## [DATA RECORDS]
------------------------------

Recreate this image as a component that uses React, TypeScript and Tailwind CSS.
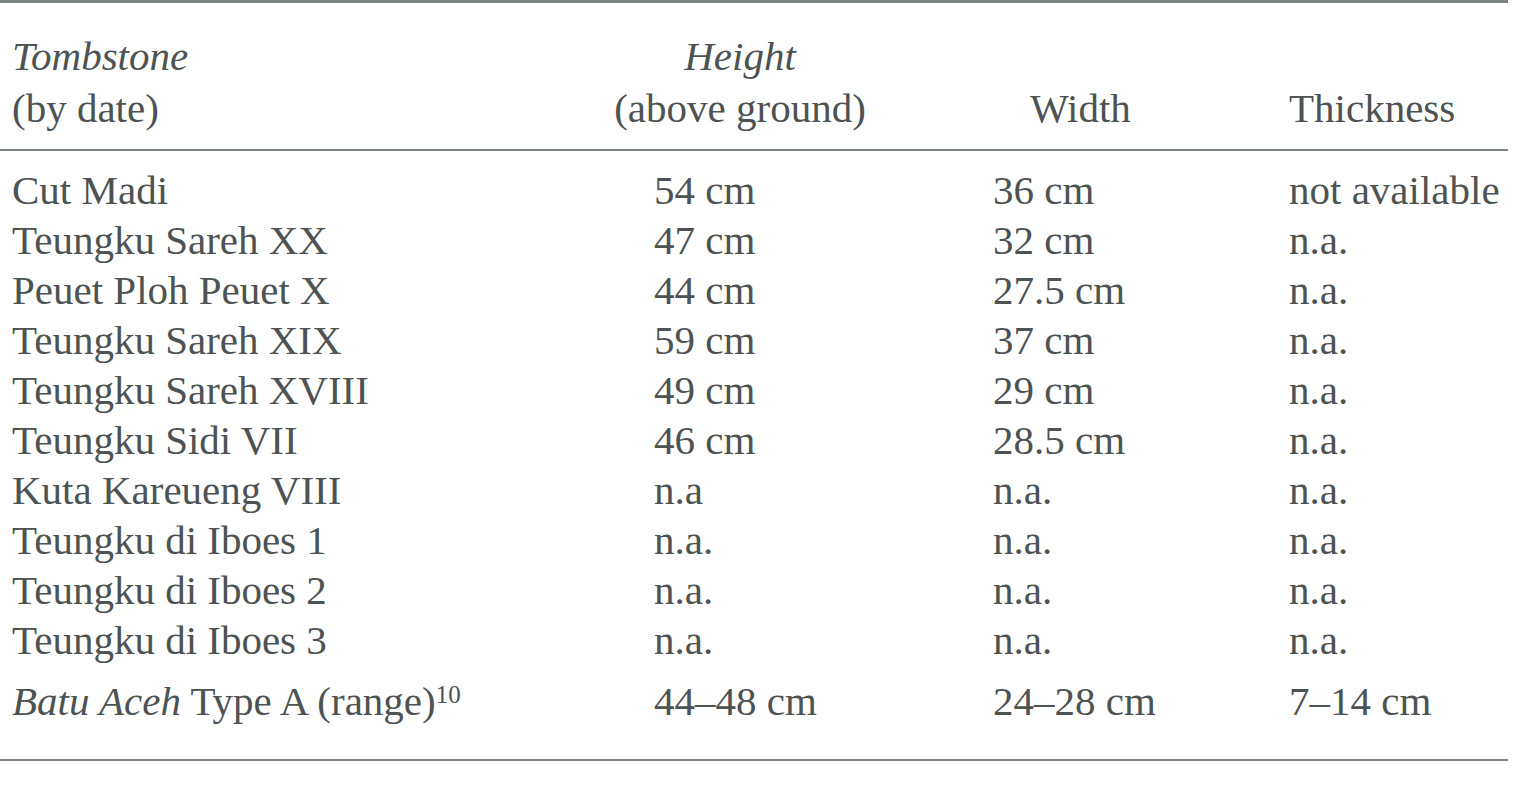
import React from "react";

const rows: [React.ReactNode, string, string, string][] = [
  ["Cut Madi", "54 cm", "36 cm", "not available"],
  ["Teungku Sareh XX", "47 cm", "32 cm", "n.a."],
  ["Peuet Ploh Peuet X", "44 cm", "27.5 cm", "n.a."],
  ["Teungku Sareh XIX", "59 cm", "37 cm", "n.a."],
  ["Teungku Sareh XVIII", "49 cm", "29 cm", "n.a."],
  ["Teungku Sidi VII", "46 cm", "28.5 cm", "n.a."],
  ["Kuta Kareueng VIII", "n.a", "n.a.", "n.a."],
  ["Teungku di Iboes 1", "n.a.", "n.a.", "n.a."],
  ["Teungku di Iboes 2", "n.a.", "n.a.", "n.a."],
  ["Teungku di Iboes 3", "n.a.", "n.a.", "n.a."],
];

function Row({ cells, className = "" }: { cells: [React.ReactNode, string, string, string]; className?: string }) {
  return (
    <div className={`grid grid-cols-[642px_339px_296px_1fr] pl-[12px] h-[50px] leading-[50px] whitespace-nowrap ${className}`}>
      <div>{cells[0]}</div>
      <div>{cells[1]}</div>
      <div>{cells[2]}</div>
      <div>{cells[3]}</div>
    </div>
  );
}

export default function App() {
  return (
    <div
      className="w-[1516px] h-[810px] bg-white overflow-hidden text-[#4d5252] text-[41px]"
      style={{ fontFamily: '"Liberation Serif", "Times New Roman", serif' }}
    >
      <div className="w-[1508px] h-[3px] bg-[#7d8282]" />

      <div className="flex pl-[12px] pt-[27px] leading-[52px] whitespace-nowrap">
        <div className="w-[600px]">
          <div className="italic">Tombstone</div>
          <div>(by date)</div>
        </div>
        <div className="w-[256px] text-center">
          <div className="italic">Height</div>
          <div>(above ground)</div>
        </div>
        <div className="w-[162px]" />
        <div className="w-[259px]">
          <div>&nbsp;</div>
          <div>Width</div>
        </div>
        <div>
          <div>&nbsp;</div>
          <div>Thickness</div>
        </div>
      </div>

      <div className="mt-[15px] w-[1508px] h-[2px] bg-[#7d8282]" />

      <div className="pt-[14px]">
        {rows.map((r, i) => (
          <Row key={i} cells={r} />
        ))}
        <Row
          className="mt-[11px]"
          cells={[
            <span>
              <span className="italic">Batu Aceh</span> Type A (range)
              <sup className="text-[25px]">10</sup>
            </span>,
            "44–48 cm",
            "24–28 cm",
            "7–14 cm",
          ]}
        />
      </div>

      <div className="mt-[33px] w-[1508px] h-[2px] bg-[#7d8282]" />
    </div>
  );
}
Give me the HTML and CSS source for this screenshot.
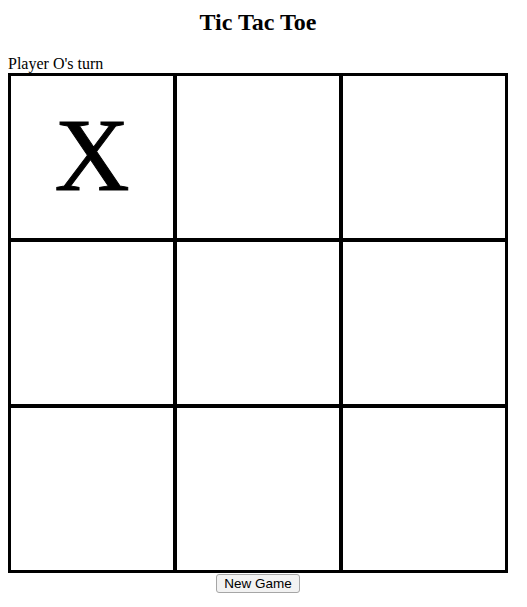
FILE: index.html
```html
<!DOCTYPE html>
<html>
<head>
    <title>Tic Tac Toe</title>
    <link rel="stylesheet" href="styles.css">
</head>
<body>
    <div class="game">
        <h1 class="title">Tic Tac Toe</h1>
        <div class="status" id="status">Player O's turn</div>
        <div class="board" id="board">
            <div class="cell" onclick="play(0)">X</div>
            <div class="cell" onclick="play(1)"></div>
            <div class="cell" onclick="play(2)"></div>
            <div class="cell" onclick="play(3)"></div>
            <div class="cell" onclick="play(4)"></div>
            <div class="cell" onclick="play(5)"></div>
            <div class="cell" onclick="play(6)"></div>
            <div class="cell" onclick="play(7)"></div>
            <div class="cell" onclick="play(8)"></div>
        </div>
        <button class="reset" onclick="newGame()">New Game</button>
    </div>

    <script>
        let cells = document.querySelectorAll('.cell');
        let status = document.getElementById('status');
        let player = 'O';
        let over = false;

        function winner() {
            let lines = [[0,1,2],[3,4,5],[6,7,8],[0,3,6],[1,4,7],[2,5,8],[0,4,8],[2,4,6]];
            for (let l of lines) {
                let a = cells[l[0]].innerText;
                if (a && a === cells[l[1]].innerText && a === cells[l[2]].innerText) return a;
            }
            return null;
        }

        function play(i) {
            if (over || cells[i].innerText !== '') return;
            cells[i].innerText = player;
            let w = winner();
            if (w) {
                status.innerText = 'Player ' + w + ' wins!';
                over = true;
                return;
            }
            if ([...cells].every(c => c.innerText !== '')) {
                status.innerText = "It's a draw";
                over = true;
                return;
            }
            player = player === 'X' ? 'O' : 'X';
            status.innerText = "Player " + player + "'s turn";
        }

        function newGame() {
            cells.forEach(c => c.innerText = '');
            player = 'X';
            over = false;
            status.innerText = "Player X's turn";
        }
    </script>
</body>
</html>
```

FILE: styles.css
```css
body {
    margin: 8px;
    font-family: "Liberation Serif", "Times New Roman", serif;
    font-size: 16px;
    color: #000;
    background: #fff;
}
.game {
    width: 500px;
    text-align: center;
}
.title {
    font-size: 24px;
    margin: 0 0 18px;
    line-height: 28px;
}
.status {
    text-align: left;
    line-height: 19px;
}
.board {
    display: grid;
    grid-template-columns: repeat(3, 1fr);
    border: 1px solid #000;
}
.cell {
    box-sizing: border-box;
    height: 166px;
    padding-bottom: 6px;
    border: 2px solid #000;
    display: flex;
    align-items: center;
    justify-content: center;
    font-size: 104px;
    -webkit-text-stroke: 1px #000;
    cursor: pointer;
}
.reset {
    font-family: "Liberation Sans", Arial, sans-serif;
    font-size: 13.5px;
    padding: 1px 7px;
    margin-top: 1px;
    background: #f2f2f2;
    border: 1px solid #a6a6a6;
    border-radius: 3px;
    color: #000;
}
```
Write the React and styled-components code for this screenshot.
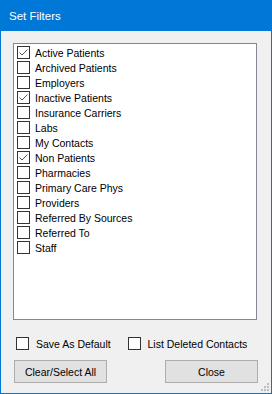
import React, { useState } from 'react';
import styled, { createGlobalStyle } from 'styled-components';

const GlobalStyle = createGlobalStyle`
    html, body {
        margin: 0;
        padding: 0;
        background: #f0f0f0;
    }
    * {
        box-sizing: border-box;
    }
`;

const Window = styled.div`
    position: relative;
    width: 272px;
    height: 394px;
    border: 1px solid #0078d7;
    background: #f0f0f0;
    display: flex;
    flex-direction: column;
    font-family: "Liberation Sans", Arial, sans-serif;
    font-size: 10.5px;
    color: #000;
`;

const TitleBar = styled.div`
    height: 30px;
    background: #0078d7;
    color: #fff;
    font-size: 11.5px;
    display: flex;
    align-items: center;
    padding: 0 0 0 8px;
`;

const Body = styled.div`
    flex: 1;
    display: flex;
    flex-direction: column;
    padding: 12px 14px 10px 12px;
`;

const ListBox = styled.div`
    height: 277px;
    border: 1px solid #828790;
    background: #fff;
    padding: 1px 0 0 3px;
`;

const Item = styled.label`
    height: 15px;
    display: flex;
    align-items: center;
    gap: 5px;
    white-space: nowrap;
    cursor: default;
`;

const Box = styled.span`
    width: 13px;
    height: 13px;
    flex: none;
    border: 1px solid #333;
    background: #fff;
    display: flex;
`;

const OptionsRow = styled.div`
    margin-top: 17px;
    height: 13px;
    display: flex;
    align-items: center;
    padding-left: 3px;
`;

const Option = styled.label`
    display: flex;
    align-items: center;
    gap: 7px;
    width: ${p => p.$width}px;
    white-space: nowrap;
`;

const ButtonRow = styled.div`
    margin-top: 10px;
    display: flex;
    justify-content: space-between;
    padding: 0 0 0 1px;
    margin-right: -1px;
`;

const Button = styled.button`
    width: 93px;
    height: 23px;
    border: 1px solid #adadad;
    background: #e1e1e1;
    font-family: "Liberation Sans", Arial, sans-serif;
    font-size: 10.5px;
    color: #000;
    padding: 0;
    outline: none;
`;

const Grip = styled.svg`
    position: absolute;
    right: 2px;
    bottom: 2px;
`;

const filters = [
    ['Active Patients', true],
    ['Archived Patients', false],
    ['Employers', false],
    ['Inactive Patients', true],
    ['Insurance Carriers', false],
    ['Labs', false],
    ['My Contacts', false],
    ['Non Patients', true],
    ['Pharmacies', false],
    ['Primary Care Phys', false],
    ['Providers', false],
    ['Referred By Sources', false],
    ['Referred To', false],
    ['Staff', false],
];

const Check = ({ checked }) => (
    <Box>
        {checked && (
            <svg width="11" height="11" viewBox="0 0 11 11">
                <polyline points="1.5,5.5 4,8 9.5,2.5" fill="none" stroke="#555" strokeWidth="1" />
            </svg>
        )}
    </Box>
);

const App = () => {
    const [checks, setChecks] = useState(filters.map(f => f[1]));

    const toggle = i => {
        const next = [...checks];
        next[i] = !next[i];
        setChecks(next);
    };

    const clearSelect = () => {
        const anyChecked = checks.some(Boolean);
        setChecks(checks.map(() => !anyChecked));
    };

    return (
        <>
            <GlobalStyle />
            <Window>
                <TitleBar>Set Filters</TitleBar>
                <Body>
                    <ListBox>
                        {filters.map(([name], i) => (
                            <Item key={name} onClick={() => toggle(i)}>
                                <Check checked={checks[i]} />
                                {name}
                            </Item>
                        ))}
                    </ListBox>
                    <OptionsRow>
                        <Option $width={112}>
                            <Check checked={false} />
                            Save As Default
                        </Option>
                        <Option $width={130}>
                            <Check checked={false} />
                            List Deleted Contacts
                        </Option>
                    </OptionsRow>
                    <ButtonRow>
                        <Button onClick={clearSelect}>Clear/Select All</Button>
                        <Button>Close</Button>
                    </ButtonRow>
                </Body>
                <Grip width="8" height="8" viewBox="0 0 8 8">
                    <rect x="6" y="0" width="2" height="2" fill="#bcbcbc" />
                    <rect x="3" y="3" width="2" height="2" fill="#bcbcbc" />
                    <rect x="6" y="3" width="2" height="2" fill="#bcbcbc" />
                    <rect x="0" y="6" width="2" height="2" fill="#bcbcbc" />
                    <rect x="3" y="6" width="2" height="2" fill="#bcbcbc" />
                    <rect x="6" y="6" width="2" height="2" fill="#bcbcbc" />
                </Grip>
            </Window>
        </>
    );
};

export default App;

------------------------------

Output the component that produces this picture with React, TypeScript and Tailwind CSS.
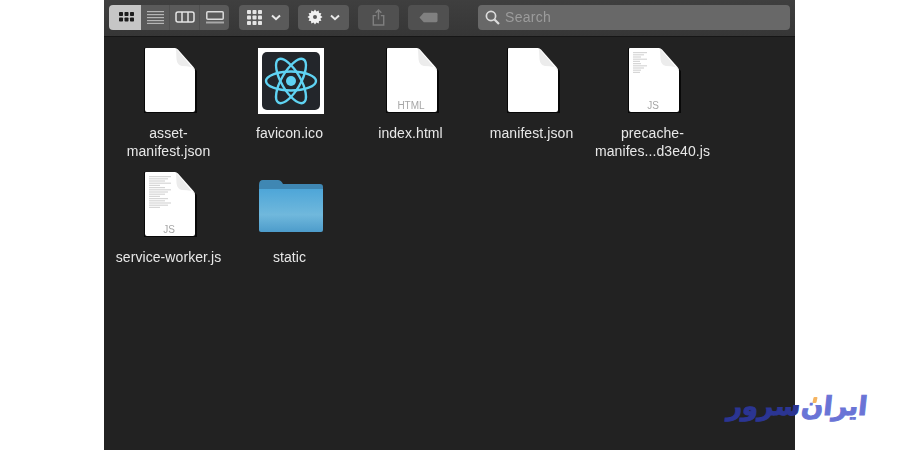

------------------------------

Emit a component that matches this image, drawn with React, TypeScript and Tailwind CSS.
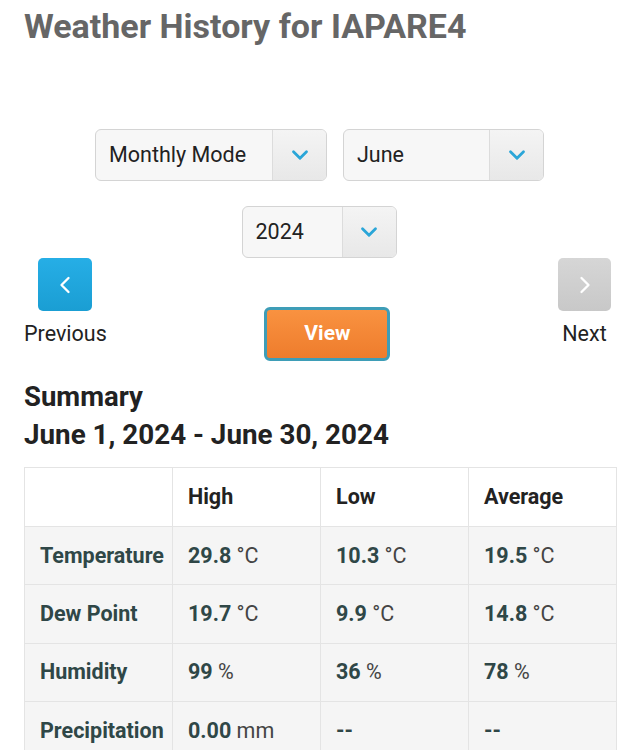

------------------------------

## [SHORT EXERCISE]
Scan the entries above for the word "Tailwind" and collect each line holding it.

## [COMPLETE ANSWER]
Recreate this image as a component that uses React, TypeScript and Tailwind CSS.
Output the component that produces this picture with React, TypeScript and Tailwind CSS.
Emit a component that matches this image, drawn with React, TypeScript and Tailwind CSS.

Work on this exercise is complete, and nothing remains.